Management Ownership. As of April 30, 2011 the aggregate amount of shares owned by the officers and directors of the Company is less than 1%.
Item 19. Investment Advisory and Other Services
Cooke & Bieler, L.P. (“C&B”), which is located at 1700 Market Street, Suite 3222, Philadelphia, Pennsylvania, 19103, acts as an investment adviser (without investment discretion) to the Company pursuant to an investment advisory agreement dated April 29, 2005. C&B is retained to furnish reports, statistical and research services, and advise and make recommendations with respect to the Company’s portfolio of equity securities and investments. C&B is a Pennsylvania limited partnership. The general partner of C&B is CBGP, LLC, a Pennsylvania limited liability company, the managers of which are Kermit Eck, John P. McNiff, Edward W. O’Connor, and Michael M. Meyer. Kermit Eck, Edward W. O’Connor, and Michael M. Meyer are also limited partners of C&B while John P. McNiff is also the general partner of C&B Partner, L.P which is also a limited partner of C&B.
As compensation for its services, the Company pays C&B an investment advisory fee at an annual rate of fifty basis points (0.50%) (the “Fee”). The Fee is payable monthly in arrears on the last day of each month. The Fee is determined based upon the value of the assets of the Company C&B is managing at the end of the month immediately preceding the date of payment (the “Portfolio Value”). For purposes of calculating the Fee, Portfolio Value equals the market value of such assets, including cash, which is computed in the same manner as that used to establish the net asset value of the Company’s shares, except as noted in the following sentence. The following are excluded when calculating Portfolio Value: (a) the value of the holdings of the Company at the applicable dates in PNC Bank Corp. (formerly PNC Financial Corporation), Pennsylvania Warehousing & Safe Deposit Company, Penn Virginia Corporation, Exxon Mobil Corporation, their successors, United States Treasury Notes, Dreyfus International Stock I, Oakmark International Fund I, Harbor International Fund, a series of Harbor Fund, the ETF shares of the Vanguard Emerging Markets Stock Index Fund, a series of Vanguard International Equity Index Funds, and fixed income securities; (b) the value of the holdings of the Company at the applicable dates in such other companies as may be mutually agreed upon by the Company and C&B; and (c) the amount of any accrued liability for the payment of taxes on the net gains from the sales of the Company’s portfolio securities.
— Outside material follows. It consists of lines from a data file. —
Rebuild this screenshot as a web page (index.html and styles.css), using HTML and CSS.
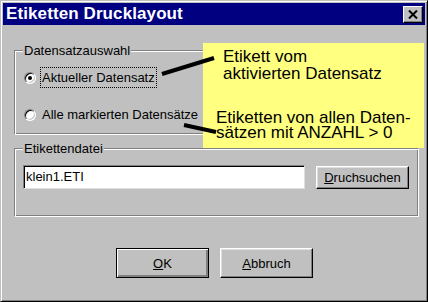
FILE: index.html
```html
<!DOCTYPE html>
<html lang="de">
<head>
    <meta charset="UTF-8">
    <title>Etiketten Drucklayout</title>
    <link rel="stylesheet" href="styles.css">
</head>
<body>
    <div class="window">
        <div class="titlebar">
            <span class="title">Etiketten Drucklayout</span>
            <button class="close" type="button">
                <svg width="10" height="9" viewBox="0 0 10 9">
                    <path d="M1 0.5 L9 8.5 M9 0.5 L1 8.5" stroke="#000" stroke-width="2" fill="none"/>
                </svg>
            </button>
        </div>

        <div class="dialog">
            <fieldset class="group group-source">
                <legend>Datensatzauswahl</legend>
                <label class="option">
                    <span class="radio checked"></span>
                    <span class="option-text focused">Aktueller Datensatz</span>
                </label>
                <label class="option">
                    <span class="radio"></span>
                    <span class="option-text">Alle markierten Datensätze</span>
                </label>
            </fieldset>

            <fieldset class="group group-file">
                <legend>Etikettendatei</legend>
                <div class="file-row">
                    <div class="field">klein1.ETI</div>
                    <button class="btn btn-browse" type="button"><u>D</u>ruchsuchen</button>
                </div>
            </fieldset>

            <div class="actions">
                <button class="btn btn-default" type="button"><u>O</u>K</button>
                <button class="btn" type="button"><u>A</u>bbruch</button>
            </div>
        </div>

        <!-- annotation note pasted over the dialog -->
        <div class="note">
            <p class="note-top">Etikett vom<br>aktivierten Datensatz</p>
            <p class="note-bottom">Etiketten von allen Daten-<br>sätzen mit ANZAHL &gt; 0</p>
        </div>
        <svg class="pointers" width="428" height="302" viewBox="0 0 428 302">
            <line x1="161" y1="73" x2="213" y2="57" stroke="#000" stroke-width="4"/>
            <line x1="183" y1="124" x2="215" y2="131" stroke="#000" stroke-width="4"/>
        </svg>
    </div>
</body>
</html>
```

FILE: styles.css
```css
/* General */
body {
    margin: 0;
    background-color: #c0c0c0;
    font-family: "Liberation Sans", Arial, sans-serif;
    font-size: 13px;
    color: #000;
}

/* Window frame, win95 style */
.window {
    position: relative;
    box-sizing: border-box;
    width: 428px;
    height: 302px;
    padding: 1px;
    background-color: #c0c0c0;
    border: 1px solid;
    border-color: #c0c0c0 #000 #000 #c0c0c0;
    box-shadow: inset 1px 1px 0 #fff, inset -1px -1px 0 #808080;
}

.titlebar {
    display: flex;
    align-items: center;
    justify-content: space-between;
    height: 22px;
    margin: 1px;
    padding: 0 2px 0 3px;
    background-color: #000080;
}

.title {
    color: #fff;
    font-weight: bold;
    font-size: 17px;
    letter-spacing: 0.1px;
}

.close {
    display: flex;
    align-items: center;
    justify-content: center;
    box-sizing: border-box;
    width: 20px;
    height: 17px;
    padding: 0;
    background-color: #c0c0c0;
    border: 1px solid;
    border-color: #fff #000 #000 #fff;
    box-shadow: inset -1px -1px 0 #808080;
}

/* Dialog body */
.dialog {
    padding: 17px 0 0 12px;
}

.group {
    box-sizing: border-box;
    width: 405px;
    margin: 0;
    padding: 0 8px 0 8px;
    border: 1px solid;
    border-color: #808080 #fff #fff #808080;
    box-shadow: inset 1px 1px 0 #fff, inset -1px -1px 0 #808080;
}

.group legend {
    padding: 0 1px;
    margin-left: 0;
    line-height: 15px;
    background-color: #c0c0c0;
}

.group-source {
    height: 92px;
    padding-top: 9px;
}

.group-file {
    height: 76px;
    margin-top: 6px;
    padding-top: 9px;
}

/* Radio options */
.option {
    display: flex;
    align-items: center;
    gap: 4px;
    height: 21px;
    margin-bottom: 16px;
}

.radio {
    position: relative;
    box-sizing: border-box;
    width: 12px;
    height: 12px;
    margin-left: 1px;
    border-radius: 50%;
    background-color: #fff;
    border: 1px solid;
    border-color: #808080 #fff #fff #808080;
    box-shadow: inset 1px 1px 0 #000, inset -1px -1px 0 #c0c0c0;
}

.radio.checked::after {
    content: "";
    position: absolute;
    left: 3px;
    top: 3px;
    width: 4px;
    height: 4px;
    border-radius: 50%;
    background-color: #000;
}

.option-text {
    padding: 2px 1px;
    line-height: 15px;
    border: 1px dotted transparent;
}

.option-text.focused {
    border-color: #000;
}

/* File row */
.file-row {
    display: flex;
    align-items: center;
    gap: 11px;
}

.field {
    box-sizing: border-box;
    width: 282px;
    height: 24px;
    padding: 3px 2px;
    line-height: 16px;
    background-color: #fff;
    border: 1px solid;
    border-color: #808080 #dfdfdf #dfdfdf #808080;
    box-shadow: inset 1px 1px 0 #000;
}

/* Buttons */
.btn {
    box-sizing: border-box;
    height: 23px;
    padding: 0;
    font-family: inherit;
    font-size: 13px;
    color: #000;
    background-color: #c0c0c0;
    border: 1px solid;
    border-color: #fff #000 #000 #fff;
    box-shadow: inset -1px -1px 0 #808080, inset 1px 1px 0 #dfdfdf;
}

.btn-browse {
    width: 93px;
}

.actions {
    display: flex;
    justify-content: center;
    gap: 11px;
    margin-top: 31px;
    padding-right: 11px;
}

.actions .btn {
    width: 93px;
    height: 30px;
}

.actions .btn-default {
    border: 1px solid #000;
    box-shadow: inset 1px 1px 0 #fff, inset -2px -2px 0 #808080;
}

/* Yellow annotation note */
.note {
    position: absolute;
    left: 202px;
    top: 42px;
    width: 221px;
    height: 105px;
    background-color: #ffff80;
    font-size: 17px;
}

.note p {
    margin: 0;
    text-align: left;
}

.note-top {
    padding: 5px 0 0 20px;
    line-height: 17px;
}

.note-bottom {
    padding: 28px 0 0 13px;
    line-height: 15px;
}

.pointers {
    position: absolute;
    left: 0;
    top: 0;
    pointer-events: none;
}
```
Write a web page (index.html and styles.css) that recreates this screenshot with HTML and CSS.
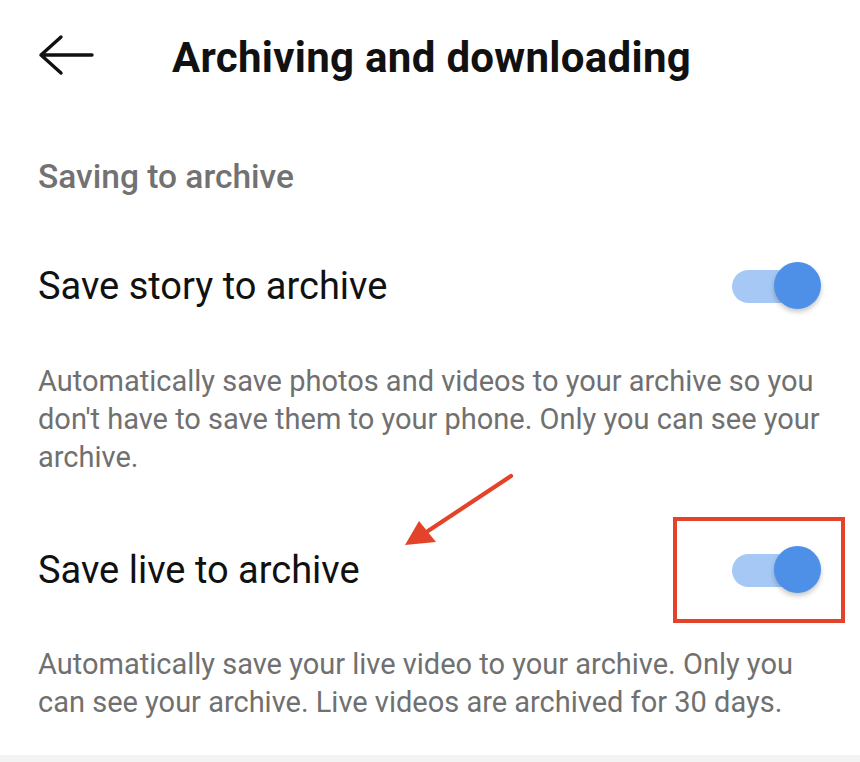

The exclusion of the holdings listed above is appropriate as they are all holdings either without any regular trading market or without an active regular market and/or with respect to each of which the officers and directors of the Company have particularly close knowledge.
The total dollar amount paid by the Company to C&B under the investment advisory agreement for the last three fiscal years (2008, 2009 and 2010) was $103,358, $84,197 and $99,969 respectively.
Schroder Investment Management North America Inc. (“Schroder”), which is located at 875 Third Avenue, 22nd Floor, New York, NY 10022, acts as an investment adviser to the Company pursuant to an investment advisory agreement dated April 29, 2005. Schroder is retained to provide the Company investment research, advice and supervision and to continuously furnish a fixed income investment program for the Company’s portfolio of fixed income securities and investments. Schroder is a Delaware corporation and a wholly-owned subsidiary of Schroder U.S. Holdings Inc. (“Schroder US”), which, in turn, is a wholly-owned subsidiary of Schroder International Holdings (“SIH”). SIH is a wholly-owned subsidiary of Schroder Administration Limited (“SAL”), which, in turn, is a wholly-owned subsidiary of Schroder Holdings plc. (“Schroder Holding”). Schroder Holding is a wholly-owned subsidiary of Schroders plc. (“Schroders plc.”), which is a publicly-owned holding company organized under the laws of England. Almost half of the voting capital of Schroders plc. is owned by the Schroder family.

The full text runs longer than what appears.